Von der Leyen: Zunächst einmal: Es gibt nicht die „beste“ Betreuung – je nach Situation sind unterschiedliche Betreuungsformen geeignet. Kinder brauchen andere Kinder und andere Erwachsene für ihre Entwicklung. Sie haben viel Spaß daran, mit anderen Kindern zu spielen, gemeinsam das Leben zu entdecken. Was die Kosten der Kinderbetreuung angeht, so sind sie in Kindergärten und -krippen fast immer nach dem Einkommen der Eltern gestaffelt. Zudem haben wir die steuerliche Absetzbarkeit der Kinderbetreuungskosten stark verbessert, worüber ich sehr froh bin. Der nächste Schritt ist nun der verstärkte Ausbau der Kinderbetreuung bis 2013 – dann haben die Eltern die volle Wahlfreiheit und können wirklich entscheiden, wie sie ihr Kind betreuen.

kidsgo: Nicht nur die Erweiterung der Krippenplatzangebote ist notwendig, vielmehr muss sich das veraltete Rollenbild in den Köpfen der Menschen ändern. Kinderbetreuung und arbeitende Mütter müssen selbstverständlicher werden, wie zum Beispiel bei unseren skandinavischen Nachbarn. In Schweden beispielsweise ist flexible Kinderbetreuung selbstverständlich, unter anderem deshalb, weil Kinder einen anderen, offensichtlich viel höheren Stellenwert in der Gesellschaft einnehmen. „Kinder sind Zukunft“ – Ihr Wahlmotto. Wie wollen Sie das Denken der Menschen diesbezüglich verändern?

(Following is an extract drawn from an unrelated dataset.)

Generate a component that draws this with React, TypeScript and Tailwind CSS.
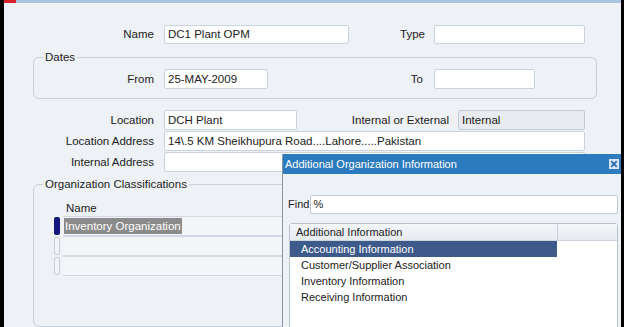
import React from 'react';

const font = "font-['Liberation_Sans',Arial,sans-serif]";

function Field({ w, value, gray }: { w: string; value?: string; gray?: boolean }) {
  return (
    <div
      className={`${w} h-full border rounded-[2px] flex items-center px-[3px] text-[11.5px] text-[#222] whitespace-nowrap overflow-hidden ${
        gray ? 'bg-[#e8ebef] border-[#c3cbd4]' : 'bg-white border-[#c9d2dd]'
      }`}
    >
      {value}
    </div>
  );
}

function Label({ w, children }: { w: string; children: React.ReactNode }) {
  return <div className={`${w} shrink-0 text-right text-[11.5px] text-[#222] whitespace-nowrap`}>{children}</div>;
}

function CloseIcon() {
  return (
    <svg width="10" height="10" viewBox="0 0 10 10">
      <rect x="0" y="0" width="10" height="10" fill="#d6e5f3" />
      <path d="M2.2 2.2 L7.8 7.8 M7.8 2.2 L2.2 7.8" stroke="#2a6cae" strokeWidth="1.8" />
    </svg>
  );
}

export default function App() {
  const items = ['Customer/Supplier Association', 'Inventory Information', 'Receiving Information'];

  return (
    <div className={`w-[624px] h-[327px] bg-black flex overflow-hidden relative ${font}`}>
      <div className="w-[4px] shrink-0 bg-black" />

      {/* main form */}
      <div className="w-[617px] shrink-0 flex flex-col bg-[#eef1f6]">
        <div className="h-[3px] shrink-0 flex">
          <div className="w-[12px] bg-[#d9202a]" />
          <div className="flex-1 bg-[#a9c3e1]" />
        </div>

        {/* Name / Type */}
        <div className="mt-[22px] h-[21px] flex items-center">
          <Label w="w-[150px]">Name</Label>
          <div className="ml-[10px] h-full flex items-center">
            <Field w="w-[185px]" value="DC1 Plant OPM" />
          </div>
          <Label w="w-[76px]">Type</Label>
          <div className="ml-[9px] h-full">
            <Field w="w-[151px]" />
          </div>
        </div>

        {/* Dates */}
        <fieldset className="mt-[7px] ml-[29px] w-[564px] border border-[#c8d0da] rounded-[6px] px-0 pt-[6px] pb-[9px]">
          <legend className="ml-[9px] px-[2px] text-[11.5px] leading-[12px] text-[#222]">Dates</legend>
          <div className="h-[20px] flex items-center">
            <Label w="w-[120px]">From</Label>
            <div className="ml-[10px] h-full">
              <Field w="w-[104px]" value="25-MAY-2009" />
            </div>
            <Label w="w-[155px]">To</Label>
            <div className="ml-[11px] h-full">
              <Field w="w-[101px]" />
            </div>
          </div>
        </fieldset>

        {/* Location block */}
        <div className="mt-[11px] flex flex-col gap-px">
          <div className="h-[20px] flex items-center">
            <Label w="w-[150px]">Location</Label>
            <div className="ml-[10px] h-full">
              <Field w="w-[133px]" value="DCH Plant" />
            </div>
            <Label w="w-[152px]">Internal or External</Label>
            <div className="ml-[9px] h-full">
              <Field w="w-[127px]" value="Internal" gray />
            </div>
          </div>
          <div className="h-[20px] flex items-center">
            <Label w="w-[150px]">Location Address</Label>
            <div className="ml-[10px] h-full">
              <Field w="w-[421px]" value="14\.5 KM Sheikhupura Road....Lahore.....Pakistan" />
            </div>
          </div>
          <div className="h-[20px] flex items-center">
            <Label w="w-[150px]">Internal Address</Label>
            <div className="ml-[10px] h-full">
              <Field w="w-[421px]" />
            </div>
          </div>
        </div>

        {/* Organization Classifications */}
        <fieldset className="mt-[6px] ml-[29px] w-[564px] h-[200px] border border-[#c8d0da] rounded-[6px] px-0 pt-[10px]">
          <legend className="ml-[9px] px-[2px] text-[11.5px] leading-[12px] text-[#222]">Organization Classifications</legend>
          <div className="ml-[20px] flex flex-col">
            <div className="h-[16px] pl-[12px] flex items-center text-[11.5px] text-[#222]">Name</div>
            {[0, 1, 2].map((i) => (
              <div key={i} className="h-[20px] flex items-stretch">
                <div className="w-[9px] shrink-0 py-[1px] pr-[2px]">
                  {i === 0 ? (
                    <div className="w-[6px] h-full rounded-[2px] bg-[#14177e]" />
                  ) : (
                    <div className="w-[6px] h-full rounded-[2px] border border-[#c4cdd9] bg-[#f2f4f8]" />
                  )}
                </div>
                <div className="w-[480px] border-y border-[#d2d9e2] bg-[#f3f5f9] flex items-center pl-px">
                  {i === 0 && (
                    <span className="bg-[#8b8b8b] text-white text-[11.5px] leading-[16px] px-px">Inventory Organization</span>
                  )}
                </div>
              </div>
            ))}
          </div>
        </fieldset>
      </div>

      <div className="w-[3px] shrink-0 bg-black" />

      {/* dialog */}
      <div className="absolute left-[282px] top-[154px] w-[339px] h-[190px] bg-[#eef1f6] border-l border-[#8797a8] flex flex-col">
        <div className="h-[20px] shrink-0 bg-[#2d7bbf] flex items-center justify-between pl-[2px] pr-[2px]">
          <span className="text-white text-[11px]">Additional Organization Information</span>
          <CloseIcon />
        </div>
        <div className="mt-[21px] h-[19px] flex items-center pl-[5px] pr-[3px]">
          <span className="text-[11px] text-[#222] mr-[1px]">Find</span>
          <div className="flex-1 h-full bg-white border border-[#c3ccd7] rounded-[2px] flex items-center px-[2px] text-[11px] text-[#222]">
            %
          </div>
        </div>
        <div className="mt-[9px] ml-[6px] mr-[3px] flex-1 bg-white border border-[#b9c3ce] rounded-t-[3px] flex flex-col">
          <div className="h-[17px] shrink-0 flex bg-gradient-to-b from-[#f5f7fa] to-[#e6ebf1] border-b border-[#cdd5de]">
            <div className="w-[268px] border-r border-[#c7cfd9] pl-[6px] flex items-center text-[11px] text-[#222]">
              Additional Information
            </div>
            <div className="flex-1" />
          </div>
          <div className="h-[16px] w-[267px] bg-[#3d5a8b] pl-[11px] flex items-center text-[11px] text-white">
            Accounting Information
          </div>
          {items.map((t) => (
            <div key={t} className="h-[16px] pl-[11px] flex items-center text-[11px] text-[#222]">
              {t}
            </div>
          ))}
        </div>
      </div>
    </div>
  );
}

Von der Leyen: Sie haben Recht, Deutschland ist in vielen Bereichen noch kein kinderfreundliches Land. Aber es bewegt sich viel! Die Bundesregierung hat ja schon Entscheidendes in die Wege geleitet, denken Sie nur an das Elterngeld, das ganz wichtig ist, weil es einen Schonraum schafft, in dem sich die Eltern ganz dem Kind widmen können, ohne finanzielle Sorgen zu haben. Dass über Familie und Kinder derzeit so diskutiert wird, zeigt ja auch, dass die Bedeutung des Themas immer mehr erkannt wird. Es wird noch einige Überzeugungsarbeit zu leisten sein, aber die Erkenntnis, dass wir es den Familien einfacher machen müssen, hat sich inzwischen durchgesetzt.

kidsgo: Immer wieder belegen Beispiele von Unternehmen, die in Kinderbetreuung investieren, dass sich diese Investition auszahlt. Woran liegt es Ihrer Meinung nach, dass Unternehmen und Politik sich noch immer so schwer tun, familienfreundliche Leistungen anzubieten? Welche Anreize können geschaffen werden?

Von der Leyen: Die Vereinbarkeit von Familie und Beruf steckt in Deutschland nach wie vor in den Kinderschuhen. Allerdings lernen viele Unternehmen inzwischen, dass sie auch im eigenen Interesse handeln müssen. Das zeigt auch der Erfolg unseres Programms „Erfolgsfaktor Familie“. Den Unternehmen wird zunehmend klar, dass es zu ihrem eigenen Vorteil ist, wenn sie ihren Mitarbeitern ermöglichen, eine Balance von Kindern und Beruf zu leben. Denn die Bindung an den Betrieb steigt, Kompetenzen gehen nicht verloren, die Fluktuation und der Krankenstand in der Belegschaft sinken. Vor wenigen Jahren haben nur 42 Prozent der Unternehmen das Thema Vereinbarkeit von Familie und Beruf für wichtig gehalten, inzwischen sind es 72 Prozent. Allerdings fehlt oft noch immer der Schritt von der Erkenntnis zur Umsetzung: Zum Beispiel bieten nur 3,5 Prozent der Unternehmen in Deutschland eine Kinderbetreuung an. Wir bereiten deshalb ein Förderprogramm vor, mit dem wir das Engagement bei der betrieblichen Kinderbetreuung unterstützen. Außerdem haben wir zusammen mit dem Deutschen Industrie- und Handelskammertag ein Unternehmensnetzwerk gegründet, dem inzwischen 450 Firmen angehören. Das Interesse an dem Thema in der Wirtschaft ist da – jetzt müssen die Erkenntnisse in die Tat umgesetzt werden.

kidsgo: Vielen Dank für das Gespräch.